ロックバンドって解散してもだいたい復活するよね
http://hayabusa.2ch.net/test/read.cgi/livejupiter/1350991458/

285:風吹けば名無し:2012/10/23(火) 21:24:32.82 ID:4Q5RS/Cp
バンドが解散してまた復活するのは、バンド解散後10年で印税が貰えなくなるから。
だからそれまでに一回復活して印税貰える期間をまた10年延長するんや。
ソースはやしきたかじん

307:風吹けば名無し:2012/10/23(火) 21:28:58.68 id:pVj6oh7f
>>285
たかじんはあんまりあてにならんで

http://3keta.net/blog-entry-2693.html

読む限り、ソースが一応書かれているから、多分、この285さんがネット上の本当の元ネタなのではないかと思う。
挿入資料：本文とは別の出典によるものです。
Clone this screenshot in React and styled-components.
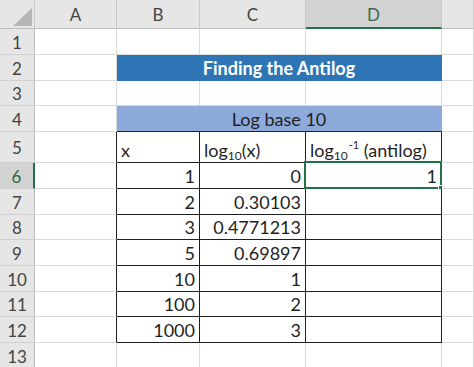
import React from "react";
import styled, { createGlobalStyle } from "styled-components";

const GlobalStyle = createGlobalStyle`
  html, body {
    margin: 0;
    padding: 0;
    background: #ffffff;
    overflow: hidden;
  }
  body {
    font-family: Lato, "Open Sans", "Liberation Sans", sans-serif;
  }
`;

const GRID = "#dadada";
const INK = "#1f1f1f";
const GREEN = "#217346";

const rowHeights = [29, 26, 26, 25, 26, 31, 26, 26, 25, 26, 26, 25, 26, 26];

const Sheet = styled.div`
  display: grid;
  grid-template-columns: 35px 82px 83px 106px 136px 1fr;
  grid-template-rows: ${rowHeights.map((h) => h + "px").join(" ")};
  width: 474px;
  height: 367px;
  overflow: hidden;
  color: ${INK};
  font-size: 17px;
`;

const Corner = styled.div`
  position: relative;
  background: #e6e6e6;
  border-right: 1px solid #c9c9c9;
  border-bottom: 1px solid #bdbdbd;
  box-sizing: border-box;
  & > svg {
    position: absolute;
    left: 13px;
    top: 8px;
  }
`;

const ColHead = styled.div`
  display: flex;
  align-items: center;
  justify-content: center;
  box-sizing: border-box;
  background: ${(p) => (p.$selected ? "#d3d3d3" : "#e6e6e6")};
  color: ${(p) => (p.$selected ? "#3a6a4d" : "#444444")};
  border-right: 1px solid #c9c9c9;
  border-bottom: ${(p) => (p.$selected ? `2px solid ${GREEN}` : "1px solid #bdbdbd")};
  font-size: 17px;
  padding-top: 1px;
`;

const RowHead = styled.div`
  display: flex;
  align-items: center;
  justify-content: center;
  box-sizing: border-box;
  background: ${(p) => (p.$selected ? "#d3d3d3" : "#e6e6e6")};
  color: ${(p) => (p.$selected ? "#2b6a47" : "#444444")};
  border-right: ${(p) => (p.$selected ? `2px solid ${GREEN}` : "1px solid #bdbdbd")};
  border-bottom: 1px solid #d0d0d0;
  font-size: 17px;
  padding-top: 1px;
`;

const Cell = styled.div`
  position: relative;
  display: flex;
  align-items: flex-end;
  justify-content: ${(p) =>
    p.$align === "right" ? "flex-end" : p.$align === "center" ? "center" : "flex-start"};
  grid-column: span ${(p) => p.$span || 1};
  box-sizing: border-box;
  padding: 0 4px 2px 4px;
  white-space: nowrap;
  background: ${(p) => p.$fill || "#ffffff"};
  color: ${(p) => p.$color || INK};
  font-weight: ${(p) => (p.$bold ? 700 : 400)};
  font-size: 18px;
  border-right: 1px solid ${(p) => p.$right || GRID};
  border-bottom: 1px solid ${(p) => p.$bottom || GRID};
  line-height: 20px;
`;

const Text = styled.span`
  sub {
    font-size: 12px;
    vertical-align: -3px;
    line-height: 0;
  }
  sup {
    font-size: 11px;
    vertical-align: 8px;
    line-height: 0;
    margin-left: 1px;
  }
`;

const Selection = styled.div`
  position: absolute;
  left: -2px;
  top: -2px;
  right: -1px;
  bottom: -1px;
  border: 2px solid ${GREEN};
  pointer-events: none;
  & > span {
    position: absolute;
    right: -5px;
    bottom: -5px;
    width: 5px;
    height: 5px;
    background: ${GREEN};
    border: 1px solid #ffffff;
  }
`;

const tableRows = [
  [1, "0"],
  [2, "0.30103"],
  [3, "0.4771213"],
  [5, "0.69897"],
  [10, "1"],
  [100, "2"],
  [1000, "3"],
];

export default function App() {
  const black = INK;
  return (
    <>
      <GlobalStyle />
      <Sheet>
        <Corner>
          <svg width="20" height="19" viewBox="0 0 20 19">
            <polygon points="19,0 19,18 0,18" fill="#b5b5b5" />
          </svg>
        </Corner>
        {["A", "B", "C", "D", ""].map((c) => (
          <ColHead key={c || "E"} $selected={c === "D"}>
            {c}
          </ColHead>
        ))}

        {/* row 1 */}
        <RowHead>1</RowHead>
        <Cell />
        <Cell />
        <Cell />
        <Cell />
        <Cell />

        {/* row 2 */}
        <RowHead>2</RowHead>
        <Cell />
        <Cell $span={3} $align="center" $fill="#2e75b6" $color="#ffffff" $bold $right="#2e75b6" $bottom="#2e75b6">
          <Text>Finding the Antilog</Text>
        </Cell>
        <Cell />

        {/* row 3 */}
        <RowHead>3</RowHead>
        <Cell />
        <Cell />
        <Cell />
        <Cell />
        <Cell />

        {/* row 4 */}
        <RowHead>4</RowHead>
        <Cell />
        <Cell $span={3} $align="center" $fill="#8eaadb" $right="#8eaadb" $bottom={black}>
          <Text>Log base 10</Text>
        </Cell>
        <Cell />

        {/* row 5 */}
        <RowHead>5</RowHead>
        <Cell $right={black} />
        <Cell $right={black} $bottom={black}>
          <Text>x</Text>
        </Cell>
        <Cell $right={black} $bottom={black}>
          <Text>
            log<sub>10</sub>(x)
          </Text>
        </Cell>
        <Cell $right={black} $bottom={black}>
          <Text>
            log<sub>10</sub>
            <sup>-1</sup> (antilog)
          </Text>
        </Cell>
        <Cell />

        {tableRows.map(([x, lg], i) => (
          <React.Fragment key={x}>
            <RowHead $selected={i === 0}>{i + 6}</RowHead>
            <Cell $right={black} />
            <Cell $align="right" $right={black} $bottom={black}>
              <Text>{x}</Text>
            </Cell>
            <Cell $align="right" $right={black} $bottom={black}>
              <Text>{lg}</Text>
            </Cell>
            <Cell $align="right" $right={black} $bottom={black}>
              {i === 0 && <Text>1</Text>}
              {i === 0 && (
                <Selection>
                  <span />
                </Selection>
              )}
            </Cell>
            <Cell />
          </React.Fragment>
        ))}

        {/* row 13 */}
        <RowHead>13</RowHead>
        <Cell />
        <Cell />
        <Cell />
        <Cell />
        <Cell />
      </Sheet>
    </>
  );
}
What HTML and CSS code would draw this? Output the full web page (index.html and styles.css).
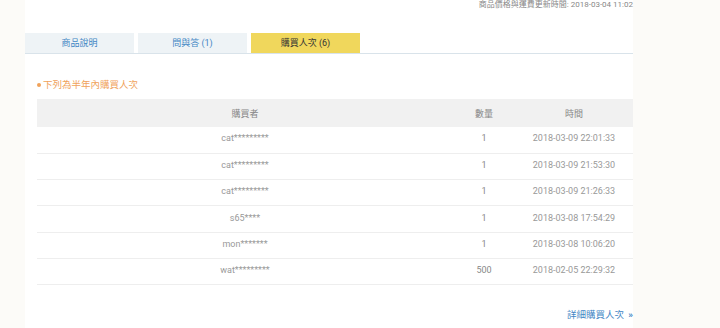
FILE: index.html
```html
<!DOCTYPE html>
<html lang="zh-Hant">
<head>
    <meta charset="UTF-8">
    <title>購買人次</title>
    <link rel="stylesheet" href="styles.css">
</head>
<body>
    <div class="page">
        <div class="update-time">商品價格與運費更新時間: 2018-03-04 11:02</div>

        <div class="tabs">
            <div class="tab">商品說明</div>
            <div class="tab">問與答 (1)</div>
            <div class="tab active">購買人次 (6)</div>
        </div>

        <div class="panel">
            <div class="note"><span class="dot"></span>下列為半年內購買人次</div>

            <table class="buyers">
                <thead>
                    <tr>
                        <th class="col-name">購買者</th>
                        <th class="col-qty">數量</th>
                        <th class="col-time">時間</th>
                    </tr>
                </thead>
                <tbody>
                    <tr><td>cat*********</td><td>1</td><td>2018-03-09 22:01:33</td></tr>
                    <tr><td>cat*********</td><td>1</td><td>2018-03-09 21:53:30</td></tr>
                    <tr><td>cat*********</td><td>1</td><td>2018-03-09 21:26:33</td></tr>
                    <tr><td>s65****</td><td>1</td><td>2018-03-08 17:54:29</td></tr>
                    <tr><td>mon*******</td><td>1</td><td>2018-03-08 10:06:20</td></tr>
                    <tr><td>wat*********</td><td>500</td><td>2018-02-05 22:29:32</td></tr>
                </tbody>
            </table>

            <div class="more"><a href="#">詳細購買人次 <span class="arrows">»</span></a></div>
        </div>
    </div>
</body>
</html>
```

FILE: styles.css
```css
* {
    margin: 0;
    padding: 0;
    box-sizing: border-box;
}

body {
    background: #fcfbf8;
    font-family: Roboto, "Noto Sans CJK TC", sans-serif;
    color: #999;
}

.page {
    width: 608px;
    margin-left: 25px;
    min-height: 328px;
    background: #fff;
}

.update-time {
    text-align: right;
    font-size: 8px;
    line-height: 10px;
    padding-top: 0;
    color: #888;
}

.tabs {
    display: flex;
    gap: 4px;
    margin-top: 23px;
    border-bottom: 1px solid #d9e3ea;
}

.tab {
    width: 109px;
    height: 20px;
    line-height: 20px;
    text-align: center;
    font-size: 9px;
    color: #3f86c4;
    background: #eef3f6;
}

.tab.active {
    background: #f0d75c;
    color: #333;
}

.panel {
    padding-left: 12px;
}

.note {
    margin-top: 24px;
    font-size: 9.5px;
    line-height: 14px;
    color: #f0a25a;
    display: flex;
    align-items: center;
}

.dot {
    width: 4px;
    height: 4px;
    border-radius: 50%;
    background: #f0a25a;
    margin-right: 2px;
}

.buyers {
    width: 100%;
    margin-top: 7px;
    border-collapse: collapse;
    font-size: 9px;
}

.buyers th {
    height: 28px;
    background: #f1f1f1;
    font-weight: normal;
    color: #888;
}

.buyers td {
    height: 26.3px;
    text-align: center;
    border-bottom: 1px solid #eee;
    padding-bottom: 3px;
}

.col-name {
    width: 416px;
}

.col-qty {
    width: 62px;
}

.buyers td:nth-child(2) {
    color: #888;
}

.more {
    text-align: right;
    margin-top: 22px;
    font-size: 9.5px;
}

.more a {
    color: #3f86c4;
    text-decoration: none;
}

.arrows {
    font-weight: bold;
    margin-left: 2px;
}
```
で、どうもテレビか何かで言っていたことの伝聞らしい。もしそうだとすると、元々の発言者の意図通りのことが書かれていない可能性がある。
バンドが解散して10年も経てば、いかに一世を風靡したバンドであっても、徐々に世の中から忘れ去られ、放送でも曲が掛けられなくなり、カラオケでもあまり歌われなくなる。復活することで再び過去の楽曲含めて印税が入るようになる…もしかすると、それが元の「やしきたかじん」(本当にやしきたかじんが発言したのか定かでないので、括弧をつける)の発言の趣旨だったのじゃなかろうか。